«Le amiche di mia figlia hanno parlato solo. Se lo avessero fatto prima, forse, mia figlia sarebbe ancora viva». È con queste parole dure che Vera Squadrito comincia, dalla fine, il racconto dell’omicidio di sua figlia Giordana, uccisa a 20 anni dal suo ex fidanzato con 48 coltellate. Lo fa all’indomani della giornata internazionale della donna, durante la conferenza 8 marzo non c’è nulla per cui festeggiare, organizzata nell’aula magna dell’istituto statale Lucia Mangano, a Catania. Davanti alla donna c’è una platea di decine di ragazzi e ragazze. Accanto a lei siede Giovanna Zizzo, altra madre che condivide lo stesso dolore: la morte della figlia per mano di un uomo. In questo caso, a uccidere Laura Russo è stato suo padre Roberto.
«Giordana era cambiata. A lui non poteva e non riusciva mai a dire di no e giustificava ogni comportamento che credeva dettato da un sentimento d’amore. Era evidente per tutti che non si trattava di questo, ma non per Giordana». La signora Vera si sofferma a lungo a descrivere quella relazione malata che, lentamente, aveva modificato il carattere e gli atteggiamenti della figlia. Morta per mano del suo ex fidanzato, Luca Priolo, la notte del 6 ottobre 2015 verrà ritrovata cadavere l’indomani all’interno della propria macchina. Mesi prima, la 20enne aveva denunciato quell’uomo per stalking ma il suo coraggio non è servito a salvarle la vita. Priolo, dopo due anni di processo, è stato condannato in primo grado a 30 anni di carcere. «Ciò che mi dà forza è fare in modo che mia figlia sia sempre viva attraverso le mie parole», conclude la donna.

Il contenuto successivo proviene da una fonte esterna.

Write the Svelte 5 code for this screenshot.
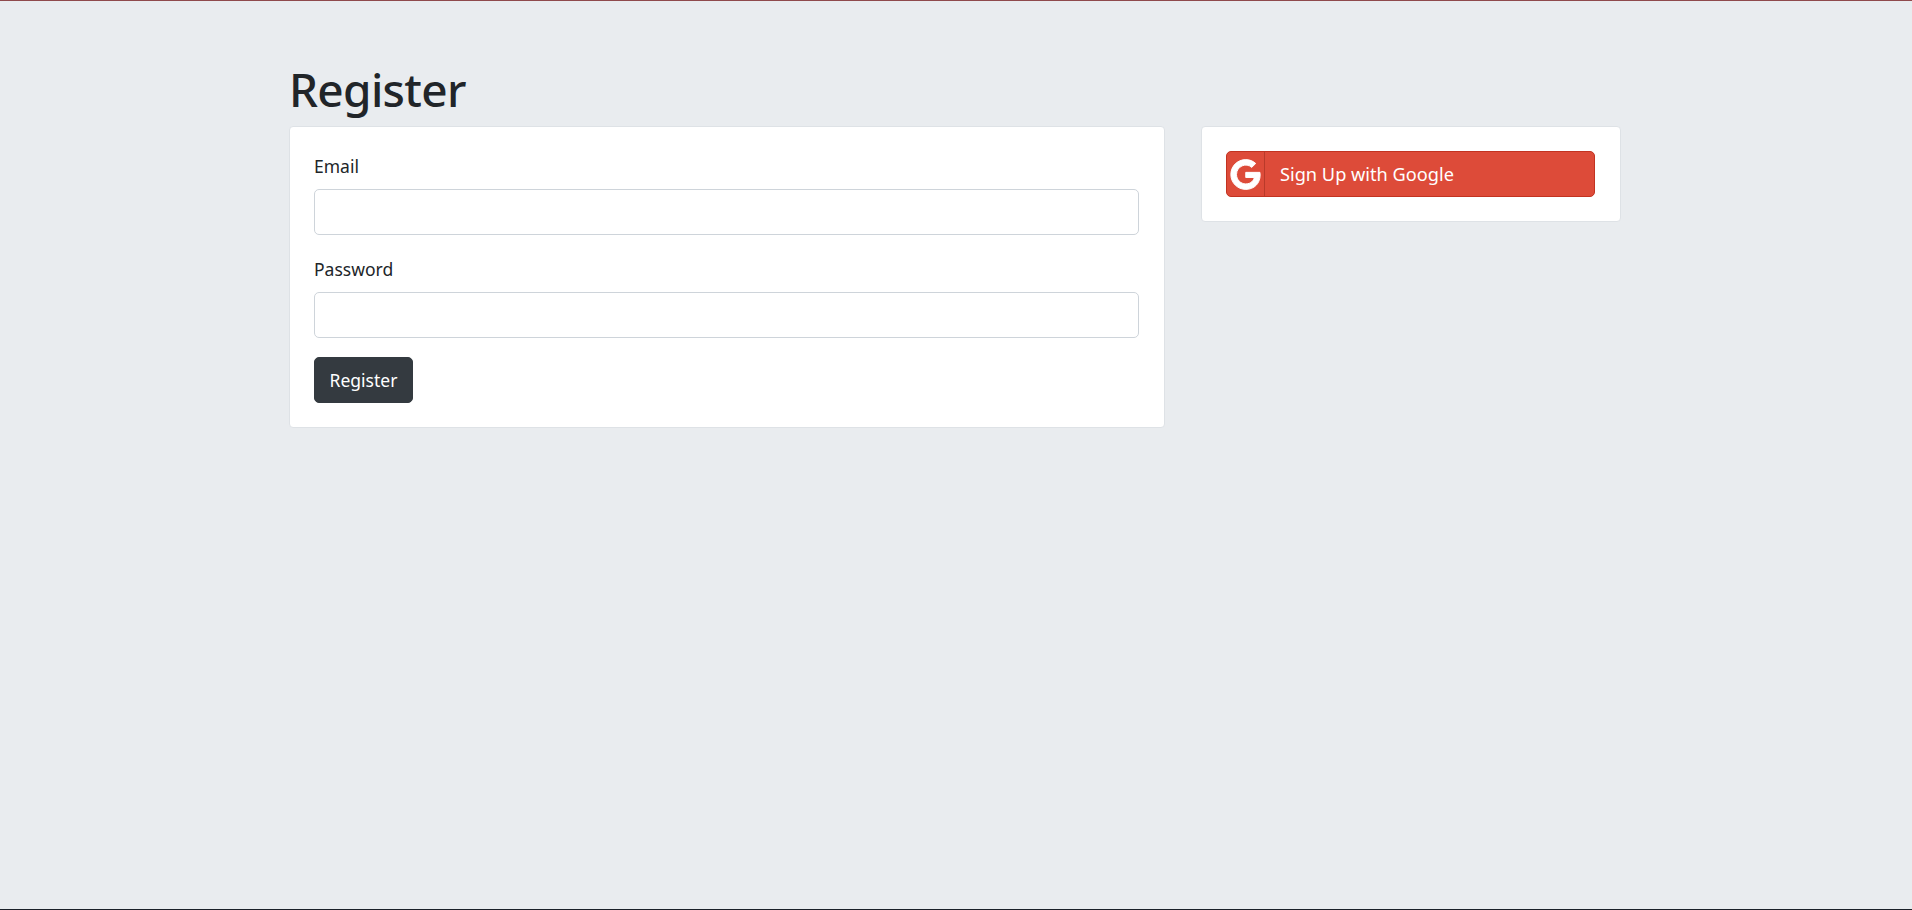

«Hanno ucciso le nostre figlie, ma noi lottiamo perché possano continuare a vivere attraverso la nostra voce», le fa eco Giovanna Zizzo, la madre di Laura Russo. Era la notte del 22 agosto 2014 quando, all’interno della loro casa di San Giovanni La Punta, il marito Roberto uccise una delle loro figlie. La più grande, Marika, si salvò solo grazie all’intervento degli altri due fratelli che, svegliati dalle grida d’aiuto delle bambine, impedirono anche che l’uomo ponesse fine alla propria vita.

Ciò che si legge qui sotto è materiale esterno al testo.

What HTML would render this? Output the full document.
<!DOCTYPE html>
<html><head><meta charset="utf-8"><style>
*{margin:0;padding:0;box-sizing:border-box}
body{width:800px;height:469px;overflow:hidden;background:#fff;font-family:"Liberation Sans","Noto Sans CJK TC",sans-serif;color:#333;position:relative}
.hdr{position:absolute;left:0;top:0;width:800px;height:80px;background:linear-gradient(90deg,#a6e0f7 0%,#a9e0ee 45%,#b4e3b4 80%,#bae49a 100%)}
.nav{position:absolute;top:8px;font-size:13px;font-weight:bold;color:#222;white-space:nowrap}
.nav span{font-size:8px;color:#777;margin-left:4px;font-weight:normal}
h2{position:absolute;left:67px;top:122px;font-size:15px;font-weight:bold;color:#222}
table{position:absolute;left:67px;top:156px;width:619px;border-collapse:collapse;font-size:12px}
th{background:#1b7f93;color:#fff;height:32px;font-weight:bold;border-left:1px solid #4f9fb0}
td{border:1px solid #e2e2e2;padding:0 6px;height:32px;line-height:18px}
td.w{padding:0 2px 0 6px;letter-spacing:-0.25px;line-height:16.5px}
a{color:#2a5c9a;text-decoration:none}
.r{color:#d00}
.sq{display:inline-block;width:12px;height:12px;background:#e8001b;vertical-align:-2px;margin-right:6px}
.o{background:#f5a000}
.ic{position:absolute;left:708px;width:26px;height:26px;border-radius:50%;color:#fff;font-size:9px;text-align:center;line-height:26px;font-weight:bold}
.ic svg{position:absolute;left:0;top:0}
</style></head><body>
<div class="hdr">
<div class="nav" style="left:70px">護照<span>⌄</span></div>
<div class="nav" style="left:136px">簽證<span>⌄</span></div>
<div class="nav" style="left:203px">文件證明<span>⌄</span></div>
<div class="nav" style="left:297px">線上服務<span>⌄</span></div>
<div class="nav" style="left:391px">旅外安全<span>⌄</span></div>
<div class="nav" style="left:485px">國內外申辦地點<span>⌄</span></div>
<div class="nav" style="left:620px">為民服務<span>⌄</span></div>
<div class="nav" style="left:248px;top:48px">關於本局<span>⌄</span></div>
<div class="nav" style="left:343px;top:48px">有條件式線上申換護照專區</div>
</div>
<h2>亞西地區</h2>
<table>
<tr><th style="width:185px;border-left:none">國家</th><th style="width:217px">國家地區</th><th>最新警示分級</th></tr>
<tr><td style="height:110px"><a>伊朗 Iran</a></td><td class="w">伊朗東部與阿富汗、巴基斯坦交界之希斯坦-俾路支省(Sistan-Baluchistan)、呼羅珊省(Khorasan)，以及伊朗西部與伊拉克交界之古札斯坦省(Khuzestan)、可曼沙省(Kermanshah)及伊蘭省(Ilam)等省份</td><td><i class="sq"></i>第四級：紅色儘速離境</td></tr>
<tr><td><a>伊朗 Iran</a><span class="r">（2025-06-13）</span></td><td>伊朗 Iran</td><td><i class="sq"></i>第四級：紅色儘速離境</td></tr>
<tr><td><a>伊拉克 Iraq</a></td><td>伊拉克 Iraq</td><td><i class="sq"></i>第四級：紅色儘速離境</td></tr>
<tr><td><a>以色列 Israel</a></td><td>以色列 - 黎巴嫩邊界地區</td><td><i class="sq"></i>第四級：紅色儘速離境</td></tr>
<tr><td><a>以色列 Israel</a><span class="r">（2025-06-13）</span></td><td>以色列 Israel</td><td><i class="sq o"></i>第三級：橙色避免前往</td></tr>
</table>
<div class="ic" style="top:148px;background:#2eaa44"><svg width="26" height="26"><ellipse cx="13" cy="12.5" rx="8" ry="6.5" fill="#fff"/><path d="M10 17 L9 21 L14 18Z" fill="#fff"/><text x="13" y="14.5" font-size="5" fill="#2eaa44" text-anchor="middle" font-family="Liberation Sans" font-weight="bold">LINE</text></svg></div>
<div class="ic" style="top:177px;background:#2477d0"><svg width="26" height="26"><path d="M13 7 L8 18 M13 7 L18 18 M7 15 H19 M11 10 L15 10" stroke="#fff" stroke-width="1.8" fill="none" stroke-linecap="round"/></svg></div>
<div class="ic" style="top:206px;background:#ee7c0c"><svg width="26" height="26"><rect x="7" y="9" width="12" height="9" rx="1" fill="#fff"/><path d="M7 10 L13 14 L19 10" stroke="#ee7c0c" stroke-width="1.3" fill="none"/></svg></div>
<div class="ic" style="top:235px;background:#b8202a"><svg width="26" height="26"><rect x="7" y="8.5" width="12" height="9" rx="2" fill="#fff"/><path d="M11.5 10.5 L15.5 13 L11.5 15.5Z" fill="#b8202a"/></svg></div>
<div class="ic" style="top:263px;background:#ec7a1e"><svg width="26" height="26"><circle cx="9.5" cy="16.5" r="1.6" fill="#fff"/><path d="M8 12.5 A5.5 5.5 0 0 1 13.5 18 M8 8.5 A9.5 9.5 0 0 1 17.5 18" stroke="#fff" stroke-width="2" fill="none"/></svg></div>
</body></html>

Otto marzo non c’è nulla per cui festeggiare è lo slogan della conferenza che si è svolta il 9 marzo. Una data non casuale, all’indomani della giornata internazionale della donna, per puntualizzare che non c’è proprio nulla da festeggiare quando un giorno su tre una donna viene uccisa per mano di uomini che dicevano di amarle. «Il silenzio uccide e le nostre figlie sono morte anche per questo – dicono insieme le due madri – La sola cosa utile da fare è raccontare le loro storie, non solo perché le vittime non vengano dimenticate ma, soprattutto, per sollecitare altre donne a denunciare e chiedere aiuto al primo sentore di pericolo».